_Given request:_
Below are the records; collect from them each line containing the string "this".

_Material provided:_
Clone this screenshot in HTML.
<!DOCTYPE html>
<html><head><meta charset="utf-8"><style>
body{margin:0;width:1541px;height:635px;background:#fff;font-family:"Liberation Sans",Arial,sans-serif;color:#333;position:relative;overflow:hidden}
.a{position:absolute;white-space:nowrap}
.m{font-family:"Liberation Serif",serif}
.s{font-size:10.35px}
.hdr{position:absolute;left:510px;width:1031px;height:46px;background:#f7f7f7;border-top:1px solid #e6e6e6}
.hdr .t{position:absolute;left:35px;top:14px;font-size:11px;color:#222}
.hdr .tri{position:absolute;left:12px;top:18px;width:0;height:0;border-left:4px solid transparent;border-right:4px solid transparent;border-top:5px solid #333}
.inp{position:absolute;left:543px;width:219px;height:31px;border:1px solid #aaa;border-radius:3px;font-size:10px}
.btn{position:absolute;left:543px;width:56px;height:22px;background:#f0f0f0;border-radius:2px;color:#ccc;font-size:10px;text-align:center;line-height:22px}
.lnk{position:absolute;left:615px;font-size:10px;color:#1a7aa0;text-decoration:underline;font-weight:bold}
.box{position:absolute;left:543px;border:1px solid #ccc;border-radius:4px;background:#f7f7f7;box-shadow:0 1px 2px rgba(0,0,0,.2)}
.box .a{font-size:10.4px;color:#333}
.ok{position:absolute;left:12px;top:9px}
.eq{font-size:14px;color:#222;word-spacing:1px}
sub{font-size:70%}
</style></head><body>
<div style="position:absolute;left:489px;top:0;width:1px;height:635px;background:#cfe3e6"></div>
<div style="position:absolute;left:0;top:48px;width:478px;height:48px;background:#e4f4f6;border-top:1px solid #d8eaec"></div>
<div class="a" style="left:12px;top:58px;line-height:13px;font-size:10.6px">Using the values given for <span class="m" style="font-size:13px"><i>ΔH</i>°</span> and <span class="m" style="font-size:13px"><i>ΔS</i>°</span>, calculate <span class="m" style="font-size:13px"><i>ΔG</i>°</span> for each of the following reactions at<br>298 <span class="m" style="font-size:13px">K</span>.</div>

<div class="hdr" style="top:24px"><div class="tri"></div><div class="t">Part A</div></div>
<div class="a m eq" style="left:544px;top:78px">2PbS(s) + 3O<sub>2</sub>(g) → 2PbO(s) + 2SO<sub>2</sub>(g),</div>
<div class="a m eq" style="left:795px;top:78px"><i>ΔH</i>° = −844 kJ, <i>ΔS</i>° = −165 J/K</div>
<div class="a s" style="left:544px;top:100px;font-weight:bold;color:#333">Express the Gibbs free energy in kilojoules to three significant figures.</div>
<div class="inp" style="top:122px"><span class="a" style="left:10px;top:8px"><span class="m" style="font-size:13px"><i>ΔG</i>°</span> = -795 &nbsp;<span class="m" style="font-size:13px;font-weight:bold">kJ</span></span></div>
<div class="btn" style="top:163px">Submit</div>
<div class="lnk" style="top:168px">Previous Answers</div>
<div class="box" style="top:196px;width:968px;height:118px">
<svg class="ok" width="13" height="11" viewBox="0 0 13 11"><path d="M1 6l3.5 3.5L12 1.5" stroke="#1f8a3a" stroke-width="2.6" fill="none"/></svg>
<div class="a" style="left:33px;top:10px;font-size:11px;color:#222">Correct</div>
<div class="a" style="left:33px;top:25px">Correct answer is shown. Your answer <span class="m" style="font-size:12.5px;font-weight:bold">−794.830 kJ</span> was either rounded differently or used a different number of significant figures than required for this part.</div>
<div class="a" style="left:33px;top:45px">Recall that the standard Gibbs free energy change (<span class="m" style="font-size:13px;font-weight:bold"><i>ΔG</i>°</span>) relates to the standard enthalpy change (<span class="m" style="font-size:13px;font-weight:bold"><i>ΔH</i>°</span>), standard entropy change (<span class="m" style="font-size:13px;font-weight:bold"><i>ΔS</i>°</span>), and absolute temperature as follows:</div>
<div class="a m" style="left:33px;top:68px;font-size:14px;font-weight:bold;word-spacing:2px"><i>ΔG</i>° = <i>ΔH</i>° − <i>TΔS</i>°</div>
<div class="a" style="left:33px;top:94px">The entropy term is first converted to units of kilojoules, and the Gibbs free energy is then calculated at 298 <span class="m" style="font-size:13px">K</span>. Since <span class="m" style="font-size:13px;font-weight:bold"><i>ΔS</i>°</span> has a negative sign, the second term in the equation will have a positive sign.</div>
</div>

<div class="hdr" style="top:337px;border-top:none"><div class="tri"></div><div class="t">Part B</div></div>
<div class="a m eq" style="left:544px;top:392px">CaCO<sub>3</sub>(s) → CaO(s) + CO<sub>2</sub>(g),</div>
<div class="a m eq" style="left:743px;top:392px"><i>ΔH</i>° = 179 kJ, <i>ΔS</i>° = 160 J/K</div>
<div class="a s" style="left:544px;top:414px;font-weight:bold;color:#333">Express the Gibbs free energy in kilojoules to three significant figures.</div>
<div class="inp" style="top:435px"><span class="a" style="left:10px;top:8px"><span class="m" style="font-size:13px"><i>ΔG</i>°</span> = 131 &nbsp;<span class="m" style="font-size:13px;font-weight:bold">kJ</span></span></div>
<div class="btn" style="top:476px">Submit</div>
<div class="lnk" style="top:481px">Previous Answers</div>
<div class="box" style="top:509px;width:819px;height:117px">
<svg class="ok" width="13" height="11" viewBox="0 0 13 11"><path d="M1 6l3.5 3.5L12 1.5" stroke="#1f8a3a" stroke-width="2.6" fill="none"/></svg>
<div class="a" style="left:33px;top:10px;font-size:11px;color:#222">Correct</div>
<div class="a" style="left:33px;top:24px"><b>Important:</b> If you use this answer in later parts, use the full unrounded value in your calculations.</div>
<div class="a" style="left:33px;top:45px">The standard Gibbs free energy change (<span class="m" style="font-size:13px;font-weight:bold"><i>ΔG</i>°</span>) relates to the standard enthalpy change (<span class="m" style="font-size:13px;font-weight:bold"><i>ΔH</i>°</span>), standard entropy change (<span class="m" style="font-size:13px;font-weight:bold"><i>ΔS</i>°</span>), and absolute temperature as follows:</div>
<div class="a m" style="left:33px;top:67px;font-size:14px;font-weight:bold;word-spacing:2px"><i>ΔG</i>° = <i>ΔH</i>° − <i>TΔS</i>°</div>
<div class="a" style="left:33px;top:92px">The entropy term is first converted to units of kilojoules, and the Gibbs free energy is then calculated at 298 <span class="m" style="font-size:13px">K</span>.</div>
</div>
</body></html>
...
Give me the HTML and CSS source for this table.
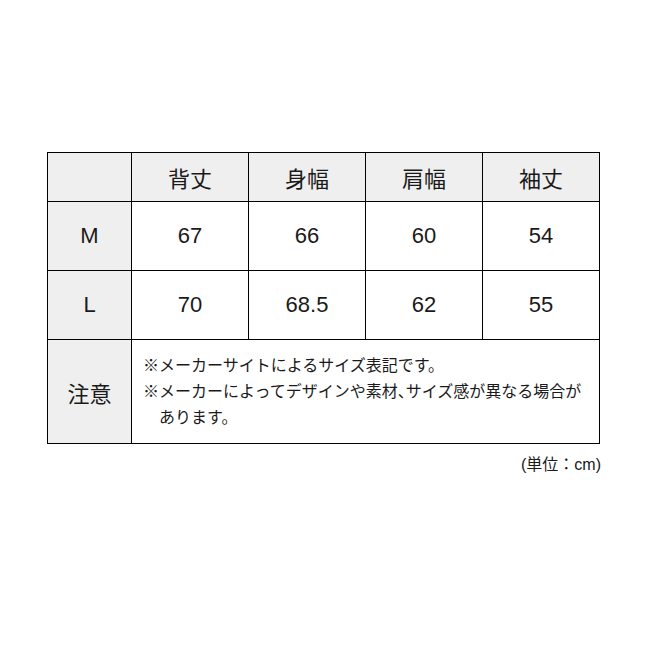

_Exercise solution:_
Clone this screenshot in HTML.
<div class="a" style="left:33px;top:25px">Correct answer is shown. Your answer <span class="m" style="font-size:12.5px;font-weight:bold">−794.830 kJ</span> was either rounded differently or used a different number of significant figures than required for this part.</div>
<div class="a" style="left:33px;top:24px"><b>Important:</b> If you use this answer in later parts, use the full unrounded value in your calculations.</div>
Give me the HTML and CSS source for this table.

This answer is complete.